I have some expensive equipment that I have rented out for my business. I want to insure these from theft or other such calamity. How can I do it?
—Name withheld on request
You can buy a standard fire and special perils insurance for your business equipment. Such a policy will cover damages caused due to fire and 11 other risks, including storm, flood, riots, malicious damage and lightning. The policy can be further enhanced to cover risks of earthquake, forest fire and impact damage due to your own vehicles. The last add-on is especially relevant for equipment where cranes are used or materials are being transported using the insured equipment. A common policy that is bought along with fire insurance is burglary policy. You have to specifically request for a theft add-on in the burglary policy.
The fact that you are renting out these equipment should be disclosed to the insurer. You should also declare the location of the machinery. Pricing for such policies depend on the industry; the machine make and type is less relevant. For example, the risk of a computer in a chemical factory is rated differently from that in a management consulting firm. In a low-risk environment, it would cost around ₹1,000 for every ₹1 lakh of sum assured with all the above add-on covers built in.
The above policy has a major exclusion—that of fire caused due to short circuit in the equipment itself. Also, any machinery breakdown due to over-heating and excessive running is excluded. To cover that, you can take machinery breakdown insurance. The price of such a policy is around ₹1,000 for every ₹1 lakh of sum assured.

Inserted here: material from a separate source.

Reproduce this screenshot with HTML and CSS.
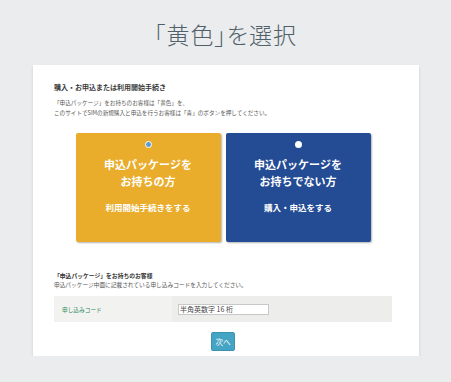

Is a cashback policy the same as a return of premium plan? Which one is better?
—Name withheld on request
A cashback policy is an endowment savings plan. Herein, a fixed proportion of sum assured is paid out at pre-defined intervals. Assured bonuses are then paid out at maturity. The death benefit in a cashback policy is limited. Typically, such plans yield a return of 3-6%.

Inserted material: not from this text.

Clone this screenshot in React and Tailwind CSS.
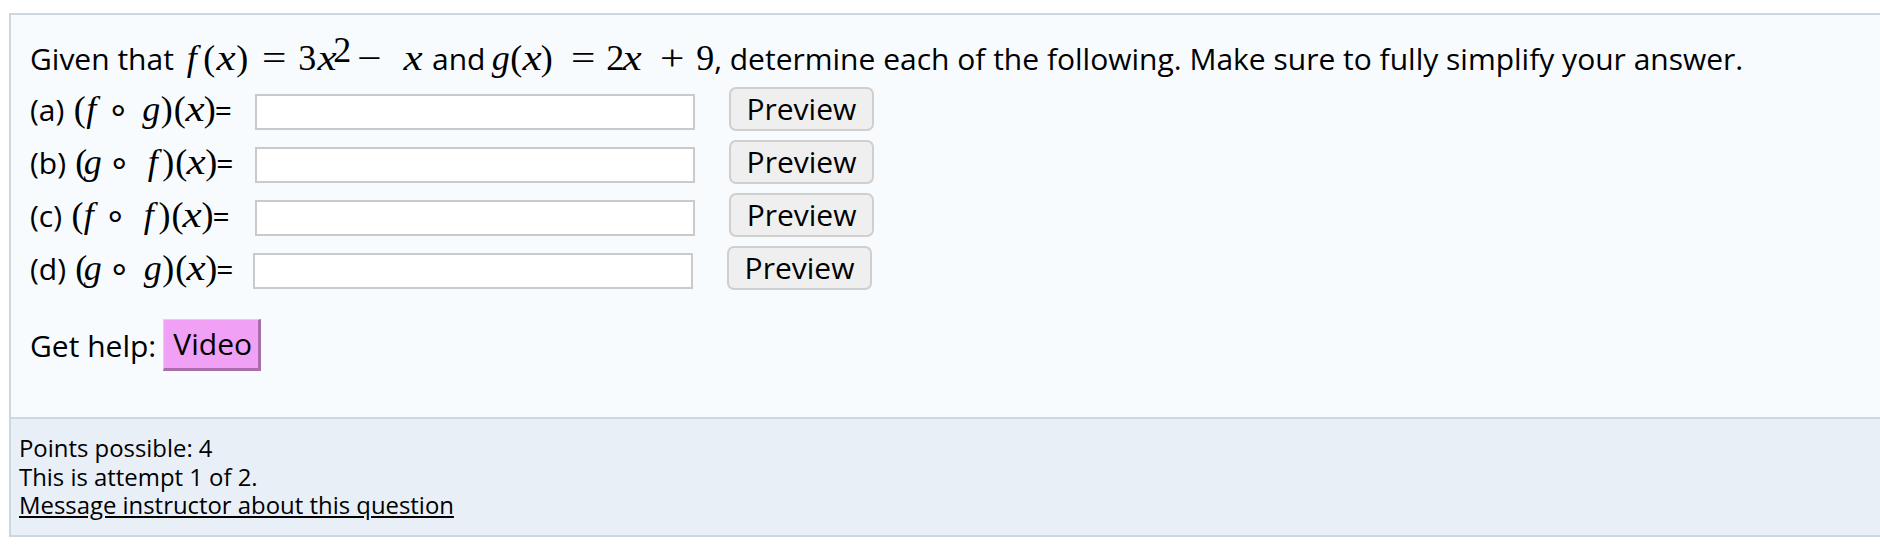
import React from "react";

function G({ c, cls = "", inner = "", italic = false }) {
  return (
    <span className={"inline-flex justify-center " + cls}>
      <span
        className={
          "inline-block font-['Liberation_Serif',serif] text-[36px] leading-none " +
          (italic ? "italic " : "not-italic ") +
          inner
        }
      >
        {c}
      </span>
    </span>
  );
}

function RowMath({ a, b }) {
  return (
    <>
      <G c="(" cls="ml-[4px] w-[7px]" />
      <G c={a} italic cls="ml-[1px] w-[14px]" />
      <G c="∘" cls="ml-[15px] w-[10px]" inner="font-['DejaVu_Sans',sans-serif] text-[34px]" />
      <G c={b} italic cls="ml-[20.5px] w-[15px]" />
      <G c=")" cls="ml-[4px] w-[8px]" />
      <G c="(" cls="ml-[5px] w-[8px]" />
      <G c="x" italic cls="ml-[2px] w-[18px]" inner="scale-x-[1.2]" />
      <G c=")" cls="ml-[2px] w-[8px]" />
    </>
  );
}

function Row({ label, a, b, inputMl }) {
  return (
    <div className="flex items-center h-[44px]">
      <span className="whitespace-nowrap">
        {label} <RowMath a={a} b={b} />
        <span className="ml-[1px]">=</span>
      </span>
      <input
        type="text"
        aria-label={label}
        className={inputMl + " mt-[6px] w-[440px] h-[36px] bg-white border-2 border-[#cacaca] outline-none"}
      />
      <button className="ml-[34px] h-[44px] w-[145px] bg-[#efefef] border-2 border-[#cfcfcf] rounded-[7px] text-[30px] leading-none text-black text-center font-['Open_Sans',sans-serif]">
        Preview
      </button>
    </div>
  );
}

export default function App() {
  return (
    <div className="w-[1880px] h-[554px] bg-white overflow-hidden font-['Open_Sans',sans-serif] text-black">
      <div className="mt-[13px] ml-[9px] w-[1900px] border-2 border-[#cdd7e1]">
        <div className="bg-[#f7fbfe] pt-[19px] pl-[19px] pb-[46px]">
          <div className="flex items-center h-[44px] text-[30px] whitespace-nowrap">
            <span>
              Given that{" "}
              <G c="f" italic cls="ml-[3px] w-[14px]" />
              <G c="(" cls="ml-[6.5px] w-[8px]" />
              <G c="x" italic cls="ml-[4px] w-[18px]" inner="scale-x-[1.2]" />
              <G c=")" cls="ml-[3px] w-[8px]" />
              <G c="=" cls="ml-[17px] w-[22px]" inner="scale-x-[1.2]" />
              <G c="3" cls="ml-[16px] w-[12px]" />
              <G c="x" italic cls="ml-[4.5px] w-[18px]" inner="scale-x-[1.2]" />
              <G c="2" cls="ml-[1.5px] w-[10px] align-[8px]" inner="text-[25px]" />
              <G c="−" cls="ml-[11px] w-[22px]" inner="scale-x-[1.2]" />
              <G c="x" italic cls="ml-[24px] w-[18px] mr-[2px]" inner="scale-x-[1.2]" />{" "}
              and{" "}
              <G c="g" italic cls="w-[15px]" />
              <G c="(" cls="ml-[4px] w-[8px]" />
              <G c="x" italic cls="ml-[2.5px] w-[18px]" inner="scale-x-[1.2]" />
              <G c=")" cls="ml-[2px] w-[8px]" />
              <G c="=" cls="ml-[21.5px] w-[22px]" inner="scale-x-[1.2]" />
              <G c="2" cls="ml-[15px] w-[12px]" />
              <G c="x" italic cls="ml-[1.5px] w-[18px]" inner="scale-x-[1.2]" />
              <G c="+" cls="ml-[20.5px] w-[22px]" inner="scale-x-[1.2]" />
              <G c="9" cls="ml-[16px] w-[12px] mr-[3px]" />
              , determine each of the following. Make sure to fully simplify your answer.
            </span>
          </div>
          <div className="mt-[9px] flex flex-col gap-[9px] text-[30px]">
            <Row label="(a)" a="f" b="g" inputMl="ml-[23px]" />
            <Row label="(b)" a="g" b="f" inputMl="ml-[21.5px]" />
            <Row label="(c)" a="f" b="f" inputMl="ml-[25.5px]" />
            <Row label="(d)" a="g" b="g" inputMl="ml-[19.5px]" />
          </div>
          <div className="mt-[29px] flex items-center h-[52px] text-[30px]">
            <span>Get help:</span>
            <button className="ml-[7px] h-[52px] w-[98px] pl-[3px] bg-[#f0a1f6] border-t border-l border-t-[#f6c0f8] border-l-[#f6c0f8] border-b-[3px] border-r-[3px] border-b-[#a96ea9] border-r-[#a96ea9] text-[30px] leading-none text-black text-center font-['Open_Sans',sans-serif]">
              Video
            </button>
          </div>
        </div>
        <div className="bg-[#e9eff7] border-t-2 border-[#cdd7e1] pt-[15px] pb-[15px] pl-[8px] text-[23.9px] leading-[28.5px]">
          <div>Points possible: 4</div>
          <div>This is attempt 1 of 2.</div>
          <div>
            <a href="#" className="underline text-black">Message instructor about this question</a>
          </div>
        </div>
      </div>
    </div>
  );
}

A return of premium plan is a type of term plan. The principal objective of the plan is to provide death cover. If the insured dies during the term of the policy, the nominee receives a lump sum. If the insured survives the policy term, then the aggregate premium paid during the term is paid to the policyholders. This is an expensive product because the investment returns are negative if you factor in the time value of money.
If your principle objective is to get a large death benefit, then you should opt for a term insurance with no return of premium.